# Your goal:
Lines that hold the word "this" should be located and copied.

>>>

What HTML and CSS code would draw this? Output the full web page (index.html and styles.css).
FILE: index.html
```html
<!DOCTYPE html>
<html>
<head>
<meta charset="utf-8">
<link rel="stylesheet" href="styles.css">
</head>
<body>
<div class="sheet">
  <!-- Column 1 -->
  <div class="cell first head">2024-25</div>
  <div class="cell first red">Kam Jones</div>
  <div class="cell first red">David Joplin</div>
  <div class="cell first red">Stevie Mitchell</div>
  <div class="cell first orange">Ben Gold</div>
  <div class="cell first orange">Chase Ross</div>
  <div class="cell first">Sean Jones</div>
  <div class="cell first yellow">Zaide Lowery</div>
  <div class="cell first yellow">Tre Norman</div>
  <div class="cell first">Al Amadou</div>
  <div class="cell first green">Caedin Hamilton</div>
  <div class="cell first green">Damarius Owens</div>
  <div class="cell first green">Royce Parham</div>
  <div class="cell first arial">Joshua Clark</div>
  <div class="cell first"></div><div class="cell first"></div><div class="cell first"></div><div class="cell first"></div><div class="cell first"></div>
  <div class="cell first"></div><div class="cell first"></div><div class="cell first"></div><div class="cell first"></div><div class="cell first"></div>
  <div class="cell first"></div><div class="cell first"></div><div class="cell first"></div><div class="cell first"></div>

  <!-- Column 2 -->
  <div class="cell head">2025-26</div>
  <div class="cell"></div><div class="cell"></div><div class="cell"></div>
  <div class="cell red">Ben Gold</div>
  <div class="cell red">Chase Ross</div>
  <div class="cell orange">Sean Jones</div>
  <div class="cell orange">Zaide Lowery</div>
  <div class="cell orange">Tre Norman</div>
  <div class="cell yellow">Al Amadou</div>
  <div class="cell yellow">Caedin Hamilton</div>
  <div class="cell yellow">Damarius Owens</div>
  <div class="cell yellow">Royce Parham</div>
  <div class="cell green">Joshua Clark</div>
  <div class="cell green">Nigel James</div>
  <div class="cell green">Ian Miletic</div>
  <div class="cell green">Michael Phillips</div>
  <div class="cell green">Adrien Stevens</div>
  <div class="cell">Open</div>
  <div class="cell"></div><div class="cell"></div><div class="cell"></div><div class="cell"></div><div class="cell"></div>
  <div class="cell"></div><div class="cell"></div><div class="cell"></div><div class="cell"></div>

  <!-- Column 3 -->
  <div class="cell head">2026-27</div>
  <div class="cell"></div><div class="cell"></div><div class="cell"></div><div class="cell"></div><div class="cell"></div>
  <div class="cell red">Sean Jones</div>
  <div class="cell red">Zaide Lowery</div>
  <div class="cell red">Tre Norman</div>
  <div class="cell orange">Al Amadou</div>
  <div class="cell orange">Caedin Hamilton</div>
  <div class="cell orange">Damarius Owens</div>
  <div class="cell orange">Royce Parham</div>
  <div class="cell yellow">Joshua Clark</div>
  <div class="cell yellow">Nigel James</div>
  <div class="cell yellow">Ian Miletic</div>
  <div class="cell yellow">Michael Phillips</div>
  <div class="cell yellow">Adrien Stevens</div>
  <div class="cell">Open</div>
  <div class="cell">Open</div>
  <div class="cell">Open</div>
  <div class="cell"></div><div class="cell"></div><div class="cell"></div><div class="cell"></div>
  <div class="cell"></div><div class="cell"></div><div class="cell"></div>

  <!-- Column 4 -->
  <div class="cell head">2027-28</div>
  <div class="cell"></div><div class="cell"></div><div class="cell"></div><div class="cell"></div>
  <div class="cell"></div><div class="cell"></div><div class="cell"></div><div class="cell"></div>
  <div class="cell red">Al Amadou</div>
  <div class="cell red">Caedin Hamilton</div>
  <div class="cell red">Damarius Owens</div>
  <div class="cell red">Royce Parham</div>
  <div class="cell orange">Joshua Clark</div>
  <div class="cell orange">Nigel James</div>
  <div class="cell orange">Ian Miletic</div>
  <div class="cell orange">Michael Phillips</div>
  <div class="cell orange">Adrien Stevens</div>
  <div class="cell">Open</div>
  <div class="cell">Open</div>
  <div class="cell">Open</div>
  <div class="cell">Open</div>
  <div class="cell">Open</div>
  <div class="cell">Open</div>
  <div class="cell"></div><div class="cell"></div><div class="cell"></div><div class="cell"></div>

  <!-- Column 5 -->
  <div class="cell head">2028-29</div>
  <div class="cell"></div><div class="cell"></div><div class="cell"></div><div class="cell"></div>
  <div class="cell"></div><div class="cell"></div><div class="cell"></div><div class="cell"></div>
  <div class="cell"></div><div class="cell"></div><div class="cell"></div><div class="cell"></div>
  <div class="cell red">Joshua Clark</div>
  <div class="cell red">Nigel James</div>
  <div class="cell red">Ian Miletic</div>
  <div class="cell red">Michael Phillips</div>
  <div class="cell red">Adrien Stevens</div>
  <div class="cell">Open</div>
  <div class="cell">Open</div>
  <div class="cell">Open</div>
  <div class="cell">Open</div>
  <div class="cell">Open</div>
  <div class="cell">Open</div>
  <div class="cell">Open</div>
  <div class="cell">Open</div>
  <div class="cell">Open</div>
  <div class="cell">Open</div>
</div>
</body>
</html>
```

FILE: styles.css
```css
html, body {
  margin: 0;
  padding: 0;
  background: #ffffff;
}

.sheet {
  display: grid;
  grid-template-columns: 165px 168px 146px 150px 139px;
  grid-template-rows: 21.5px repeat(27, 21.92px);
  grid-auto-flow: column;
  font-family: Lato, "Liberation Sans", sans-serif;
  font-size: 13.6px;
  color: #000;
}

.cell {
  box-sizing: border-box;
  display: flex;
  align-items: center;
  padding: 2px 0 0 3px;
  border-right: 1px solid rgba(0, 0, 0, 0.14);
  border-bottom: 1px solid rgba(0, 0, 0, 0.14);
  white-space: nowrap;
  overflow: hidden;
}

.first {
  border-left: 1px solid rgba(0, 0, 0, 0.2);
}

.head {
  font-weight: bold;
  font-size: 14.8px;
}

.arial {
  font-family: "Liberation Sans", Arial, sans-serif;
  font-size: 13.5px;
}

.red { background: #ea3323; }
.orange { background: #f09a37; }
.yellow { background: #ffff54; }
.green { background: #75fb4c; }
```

<<<
>>>

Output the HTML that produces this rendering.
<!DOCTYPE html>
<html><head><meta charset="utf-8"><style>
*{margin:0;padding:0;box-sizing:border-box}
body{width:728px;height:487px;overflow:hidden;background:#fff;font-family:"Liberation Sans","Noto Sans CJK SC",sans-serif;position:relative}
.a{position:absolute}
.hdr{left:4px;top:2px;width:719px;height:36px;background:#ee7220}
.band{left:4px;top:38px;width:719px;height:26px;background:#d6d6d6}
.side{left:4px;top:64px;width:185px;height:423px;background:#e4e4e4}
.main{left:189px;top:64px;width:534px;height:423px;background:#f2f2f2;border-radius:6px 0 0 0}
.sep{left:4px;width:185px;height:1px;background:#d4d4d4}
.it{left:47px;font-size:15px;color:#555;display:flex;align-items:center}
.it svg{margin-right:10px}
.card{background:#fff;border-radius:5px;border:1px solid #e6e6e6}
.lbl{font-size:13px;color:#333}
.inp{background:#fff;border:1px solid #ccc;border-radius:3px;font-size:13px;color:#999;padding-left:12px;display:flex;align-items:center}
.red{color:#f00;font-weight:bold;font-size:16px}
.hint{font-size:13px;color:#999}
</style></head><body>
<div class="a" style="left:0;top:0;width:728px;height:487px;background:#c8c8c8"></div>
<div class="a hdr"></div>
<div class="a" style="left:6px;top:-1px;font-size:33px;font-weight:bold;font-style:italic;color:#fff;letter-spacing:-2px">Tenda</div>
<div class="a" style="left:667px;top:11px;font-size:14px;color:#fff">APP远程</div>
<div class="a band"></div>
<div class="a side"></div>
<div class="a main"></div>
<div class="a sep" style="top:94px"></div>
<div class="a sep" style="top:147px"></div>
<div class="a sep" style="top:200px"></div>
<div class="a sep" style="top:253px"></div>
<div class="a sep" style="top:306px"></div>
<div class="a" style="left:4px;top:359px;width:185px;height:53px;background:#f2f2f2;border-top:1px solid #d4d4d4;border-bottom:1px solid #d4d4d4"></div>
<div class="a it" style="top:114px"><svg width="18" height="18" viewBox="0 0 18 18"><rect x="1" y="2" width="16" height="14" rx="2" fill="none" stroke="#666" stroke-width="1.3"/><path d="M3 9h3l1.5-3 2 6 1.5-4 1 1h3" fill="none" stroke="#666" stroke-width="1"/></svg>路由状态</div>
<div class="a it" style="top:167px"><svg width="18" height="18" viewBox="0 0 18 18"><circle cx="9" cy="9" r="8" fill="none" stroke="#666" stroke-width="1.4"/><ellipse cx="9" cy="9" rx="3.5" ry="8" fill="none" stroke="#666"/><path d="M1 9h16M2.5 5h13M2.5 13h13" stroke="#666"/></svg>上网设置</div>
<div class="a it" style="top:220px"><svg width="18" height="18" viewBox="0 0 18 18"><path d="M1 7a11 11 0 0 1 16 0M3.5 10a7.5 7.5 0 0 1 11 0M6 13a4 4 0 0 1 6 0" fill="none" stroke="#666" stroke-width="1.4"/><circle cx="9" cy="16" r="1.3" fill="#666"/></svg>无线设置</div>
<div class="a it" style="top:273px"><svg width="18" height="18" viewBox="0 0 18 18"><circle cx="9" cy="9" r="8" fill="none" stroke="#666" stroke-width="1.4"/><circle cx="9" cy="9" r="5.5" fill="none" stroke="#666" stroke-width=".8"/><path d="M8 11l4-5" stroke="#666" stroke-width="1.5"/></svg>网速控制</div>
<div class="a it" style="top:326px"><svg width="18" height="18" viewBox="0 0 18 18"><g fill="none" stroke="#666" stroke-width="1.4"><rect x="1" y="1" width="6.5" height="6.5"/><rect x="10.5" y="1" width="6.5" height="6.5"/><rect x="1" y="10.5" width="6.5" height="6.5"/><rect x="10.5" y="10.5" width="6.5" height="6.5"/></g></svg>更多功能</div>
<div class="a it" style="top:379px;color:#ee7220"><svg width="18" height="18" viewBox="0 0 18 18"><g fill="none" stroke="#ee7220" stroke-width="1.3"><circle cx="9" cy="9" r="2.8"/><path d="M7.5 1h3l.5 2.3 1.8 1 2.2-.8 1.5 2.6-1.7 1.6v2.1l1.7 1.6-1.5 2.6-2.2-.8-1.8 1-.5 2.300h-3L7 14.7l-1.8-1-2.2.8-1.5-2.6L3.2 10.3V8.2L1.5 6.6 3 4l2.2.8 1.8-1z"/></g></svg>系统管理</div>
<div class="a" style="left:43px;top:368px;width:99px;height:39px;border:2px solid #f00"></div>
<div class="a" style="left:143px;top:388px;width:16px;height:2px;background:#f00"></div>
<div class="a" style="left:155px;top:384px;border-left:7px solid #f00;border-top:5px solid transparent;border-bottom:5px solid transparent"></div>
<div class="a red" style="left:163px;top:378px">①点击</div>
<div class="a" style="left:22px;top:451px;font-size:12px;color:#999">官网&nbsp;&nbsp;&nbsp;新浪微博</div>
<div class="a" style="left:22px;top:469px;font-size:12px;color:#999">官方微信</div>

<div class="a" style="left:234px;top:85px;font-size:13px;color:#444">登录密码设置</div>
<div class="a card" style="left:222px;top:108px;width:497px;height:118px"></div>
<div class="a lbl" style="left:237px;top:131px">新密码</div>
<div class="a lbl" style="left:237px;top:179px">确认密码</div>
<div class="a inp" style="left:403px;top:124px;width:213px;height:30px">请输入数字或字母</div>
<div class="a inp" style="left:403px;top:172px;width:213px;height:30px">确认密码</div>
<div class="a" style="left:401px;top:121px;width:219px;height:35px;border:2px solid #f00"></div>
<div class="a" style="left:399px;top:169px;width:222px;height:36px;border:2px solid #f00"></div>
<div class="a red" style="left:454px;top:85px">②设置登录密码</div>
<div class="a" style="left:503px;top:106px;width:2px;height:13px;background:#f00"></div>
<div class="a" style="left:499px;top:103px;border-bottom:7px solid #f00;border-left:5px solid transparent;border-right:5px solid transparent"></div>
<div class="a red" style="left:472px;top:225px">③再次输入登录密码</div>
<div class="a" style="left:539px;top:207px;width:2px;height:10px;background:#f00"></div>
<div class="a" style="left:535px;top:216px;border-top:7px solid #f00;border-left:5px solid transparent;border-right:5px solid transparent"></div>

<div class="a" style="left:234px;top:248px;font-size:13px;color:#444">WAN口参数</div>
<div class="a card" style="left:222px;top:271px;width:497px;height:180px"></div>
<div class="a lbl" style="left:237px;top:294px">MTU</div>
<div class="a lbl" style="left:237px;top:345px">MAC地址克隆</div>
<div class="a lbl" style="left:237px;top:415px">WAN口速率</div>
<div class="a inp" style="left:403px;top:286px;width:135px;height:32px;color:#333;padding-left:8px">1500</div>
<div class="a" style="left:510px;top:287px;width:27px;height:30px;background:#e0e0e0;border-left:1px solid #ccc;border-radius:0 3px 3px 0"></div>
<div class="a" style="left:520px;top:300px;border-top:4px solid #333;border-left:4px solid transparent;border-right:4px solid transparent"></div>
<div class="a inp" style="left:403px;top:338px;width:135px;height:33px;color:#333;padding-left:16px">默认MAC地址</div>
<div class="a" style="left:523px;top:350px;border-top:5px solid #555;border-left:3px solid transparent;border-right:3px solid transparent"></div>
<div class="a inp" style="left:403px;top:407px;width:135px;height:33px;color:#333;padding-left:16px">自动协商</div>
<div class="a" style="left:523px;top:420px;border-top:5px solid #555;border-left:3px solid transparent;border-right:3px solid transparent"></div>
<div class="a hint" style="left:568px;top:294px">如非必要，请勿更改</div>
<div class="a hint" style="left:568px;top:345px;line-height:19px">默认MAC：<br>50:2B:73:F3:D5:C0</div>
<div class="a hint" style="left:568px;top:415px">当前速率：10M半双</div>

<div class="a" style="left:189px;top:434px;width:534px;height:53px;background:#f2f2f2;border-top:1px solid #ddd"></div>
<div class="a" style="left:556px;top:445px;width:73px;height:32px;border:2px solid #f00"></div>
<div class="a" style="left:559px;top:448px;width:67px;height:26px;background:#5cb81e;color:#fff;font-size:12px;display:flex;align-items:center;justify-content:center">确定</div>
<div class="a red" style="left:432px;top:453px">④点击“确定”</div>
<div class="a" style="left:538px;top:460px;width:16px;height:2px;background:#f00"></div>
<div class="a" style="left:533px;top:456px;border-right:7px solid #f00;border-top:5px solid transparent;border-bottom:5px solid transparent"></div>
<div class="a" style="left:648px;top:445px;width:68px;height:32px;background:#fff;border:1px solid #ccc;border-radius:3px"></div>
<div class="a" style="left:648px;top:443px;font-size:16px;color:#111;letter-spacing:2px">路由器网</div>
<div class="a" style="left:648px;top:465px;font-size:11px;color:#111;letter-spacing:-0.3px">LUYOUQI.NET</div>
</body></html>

<<<

# Correct response:
What HTML and CSS code would draw this? Output the full web page (index.html and styles.css).
Output the HTML that produces this rendering.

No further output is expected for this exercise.